The rumblings from the Blue Bulls on tour are indicative of a greater malaise in rugby than just unhappiness with their treatment at home. Mallett has the solid nous to treat them like men rather than as chattels.

As a coach, he knows he has the unquestionable right to hire and fire by making the selections he thinks are most valuable. But he has also applied the basic logic of man management in that, if you treat someone as both a responsible adult and a respected member of the human race, things work a lot more easily.

It has also shown the widening gulf between rugby at the highest level and that on the next rung down of the increasingly complicated ladder. At Springbok level, the focus is simpler, no matter how tough the getting there or the opposition to be faced down.

With the advent of regionalised Super 12 teams and all the in-built provincialism and frustrations that this concoction threatens to serve up, the point of aim becomes ever more clouded. This can only serve to heighten the frustrations of those players who have made the Currie Cup their goal only to find that the venerable competition has been downgraded and is now to serve as something akin to a feeding scheme for the television money poured into the South African Rugby Football Union coffers.

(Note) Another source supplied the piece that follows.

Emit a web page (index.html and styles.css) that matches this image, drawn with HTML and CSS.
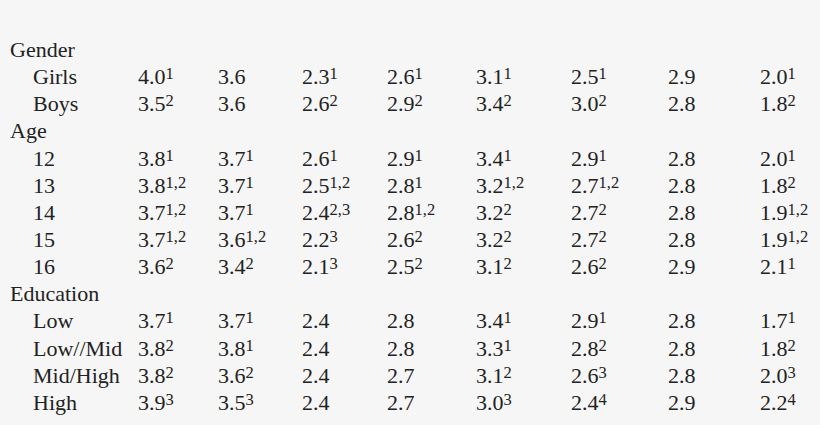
FILE: index.html
```html
<!DOCTYPE html>
<html>
<head>
<meta charset="utf-8">
<link rel="stylesheet" href="styles.css">
</head>
<body>
<div class="table">
  <div class="cat">Gender</div>
  <div class="lab">Girls</div><div>4.0<sup>1</sup></div><div>3.6</div><div>2.3<sup>1</sup></div><div>2.6<sup>1</sup></div><div>3.1<sup>1</sup></div><div>2.5<sup>1</sup></div><div>2.9</div><div>2.0<sup>1</sup></div>
  <div class="lab">Boys</div><div>3.5<sup>2</sup></div><div>3.6</div><div>2.6<sup>2</sup></div><div>2.9<sup>2</sup></div><div>3.4<sup>2</sup></div><div>3.0<sup>2</sup></div><div>2.8</div><div>1.8<sup>2</sup></div>
  <div class="cat">Age</div>
  <div class="lab">12</div><div>3.8<sup>1</sup></div><div>3.7<sup>1</sup></div><div>2.6<sup>1</sup></div><div>2.9<sup>1</sup></div><div>3.4<sup>1</sup></div><div>2.9<sup>1</sup></div><div>2.8</div><div>2.0<sup>1</sup></div>
  <div class="lab">13</div><div>3.8<sup>1,2</sup></div><div>3.7<sup>1</sup></div><div>2.5<sup>1,2</sup></div><div>2.8<sup>1</sup></div><div>3.2<sup>1,2</sup></div><div>2.7<sup>1,2</sup></div><div>2.8</div><div>1.8<sup>2</sup></div>
  <div class="lab">14</div><div>3.7<sup>1,2</sup></div><div>3.7<sup>1</sup></div><div>2.4<sup>2,3</sup></div><div>2.8<sup>1,2</sup></div><div>3.2<sup>2</sup></div><div>2.7<sup>2</sup></div><div>2.8</div><div>1.9<sup>1,2</sup></div>
  <div class="lab">15</div><div>3.7<sup>1,2</sup></div><div>3.6<sup>1,2</sup></div><div>2.2<sup>3</sup></div><div>2.6<sup>2</sup></div><div>3.2<sup>2</sup></div><div>2.7<sup>2</sup></div><div>2.8</div><div>1.9<sup>1,2</sup></div>
  <div class="lab">16</div><div>3.6<sup>2</sup></div><div>3.4<sup>2</sup></div><div>2.1<sup>3</sup></div><div>2.5<sup>2</sup></div><div>3.1<sup>2</sup></div><div>2.6<sup>2</sup></div><div>2.9</div><div>2.1<sup>1</sup></div>
  <div class="cat">Education</div>
  <div class="lab">Low</div><div>3.7<sup>1</sup></div><div>3.7<sup>1</sup></div><div>2.4</div><div>2.8</div><div>3.4<sup>1</sup></div><div>2.9<sup>1</sup></div><div>2.8</div><div>1.7<sup>1</sup></div>
  <div class="lab">Low//Mid</div><div>3.8<sup>2</sup></div><div>3.8<sup>1</sup></div><div>2.4</div><div>2.8</div><div>3.3<sup>1</sup></div><div>2.8<sup>2</sup></div><div>2.8</div><div>1.8<sup>2</sup></div>
  <div class="lab">Mid/High</div><div>3.8<sup>2</sup></div><div>3.6<sup>2</sup></div><div>2.4</div><div>2.7</div><div>3.1<sup>2</sup></div><div>2.6<sup>3</sup></div><div>2.8</div><div>2.0<sup>3</sup></div>
  <div class="lab">High</div><div>3.9<sup>3</sup></div><div>3.5<sup>3</sup></div><div>2.4</div><div>2.7</div><div>3.0<sup>3</sup></div><div>2.4<sup>4</sup></div><div>2.9</div><div>2.2<sup>4</sup></div>
</div>
</body>
</html>
```
FILE: styles.css
```css
html, body {
  margin: 0;
  padding: 0;
  background: #f6f6f6;
}
body {
  width: 820px;
  height: 425px;
  overflow: hidden;
  color: #222222;
  font-family: "Liberation Serif", "Times New Roman", serif;
  font-size: 22px;
}
.table {
  display: grid;
  grid-template-columns: 128px 80px 84px 85px 89px 95px 97px 92px 1fr;
  grid-auto-rows: 27.15px;
  line-height: 27.15px;
  padding: 36px 0 0 10px;
  white-space: nowrap;
}
.cat {
  grid-column: 1 / -1;
}
.lab {
  padding-left: 23px;
}
sup {
  font-size: 16.5px;
  line-height: 0;
  vertical-align: 5px;
}
```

With the re-election of Louis Luyt to head the administration of the game in this country already part of history – and the mandate to run the game the way he sees fit only subject to the eventual outcome of the court’s decision on the Browde Commission’s right to examine rugby governance in detail – the players have been left largely with no say.

At least on the surface. The Bulls have begun to show that this will not always be the case. The days of you play, we pay, cannot last forever.

It is something that the game’s administrators had better heed now before the cracks become real chasms.